Herpes infection and covid vaccine: is there any link between them?
The Pfizer-BioNTech vaccination was the first to be approved by the FDA but a new study has made a link to cases of herpes zoster, more commonly known as shingles.
Medical journal Rheumatology has released a paper reporting that six female patients developed a herpes zoster infection within two weeks of receiving a dose of the Pfizer-BioNTech covid-19 vaccine. The report is part of a limited study into the vaccine's side effects among patients.
However researchers were eager to point out that the link to the coronavirus vaccine is unproven and it is fairly typical for recipients of any vaccination to experience similar side effects after getting a shot. Here’s what we know so far.
What is herpes zoster?
The herpes zoster infection is a completely separate affliction to both genital herpes and oral herpes, which are both caused by different herpes viruses. Herpes zoster is more commonly known as shingles, which is triggered by the same virus that causes chickenpox, according to the National Institute of Neurological Disorders and Stroke (NINDS).

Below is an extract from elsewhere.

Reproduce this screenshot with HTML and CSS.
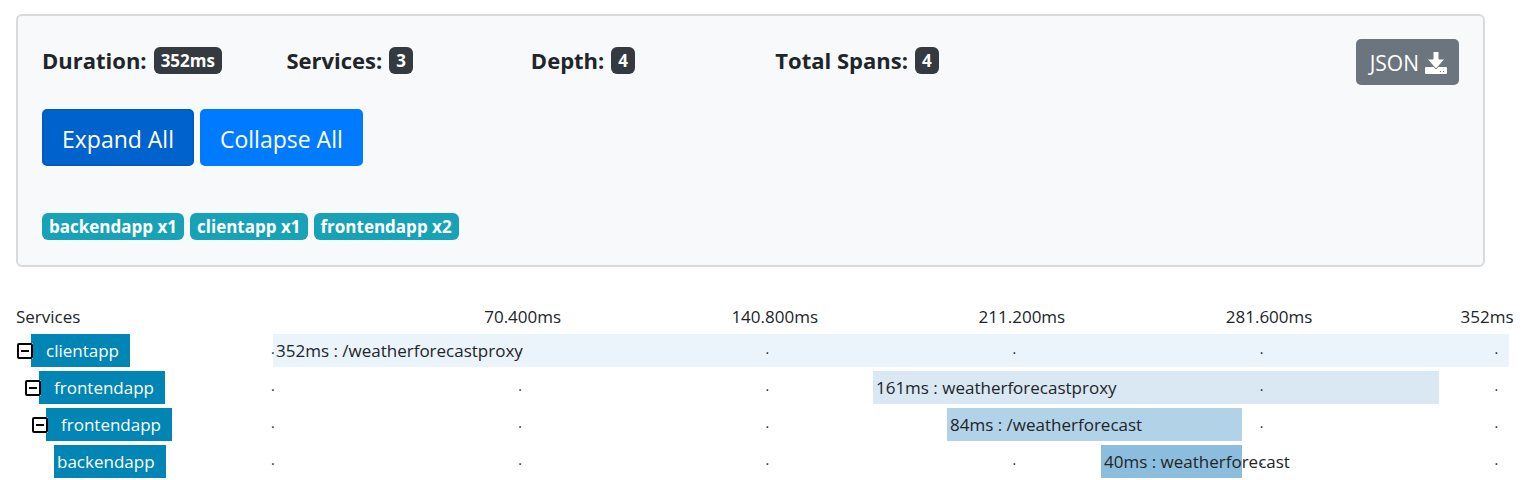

Herpes zoster symptoms are typically characterised by burning, itching, numb, or tingling sensations on the skin. It is often restricted to one area on one side of the patient’s body and can cause a rash of fluid-filled blisters. Sensitivity of these areas varies from person to person with some reporting paid from even a a light touch.
What is the link between herpes zoster and the covid-19 vaccine?
The report from Rheumatology studied 491 people with autoimmune inflammatory rheumatic diseases (AIIRD) who received the Pzifer-BioNTech vaccine to explore possible side effects. Researchers found that six participants (1.2% of those included) developed shingles within days of receiving the vaccine.
Heath report that four of the patients who became infected had rheumatoid arthritis, one had Sjogren’s syndrome and one suffered from a connective disease. Five of those six infections came after the first dose of the Pzifer-BioNTech shot.
In general these infections were mild; five of the patients were treated with an antiviral medication and were reporting no symptoms six weeks later. One patient had a case of herpes zoster ophthalmicus, meaning that the virus had infected the eye area.
However while there is a link the study did not prove that the covid-19 vaccine was the cause of the six cases of shingles. Authors of the study made that point clear in the paper and doctors are unsurprised that recent recipients of a vaccine would have such symptoms.
Infectious disease expert Amesh A. Adalja, MD, senior scholar at the Johns Hopkins Center for Health Security in Maryland, said: "People with autoimmune disorders that are on immunosuppressant medications are at higher risk of having shingles.”
He added that vaccines often have such impacts on the immune system, saying: "there have been reports of vaccines causing shingles in the past” and suggested that the study simply shows that "this phenomenon can occur after the covid-19 vaccine as it has with others."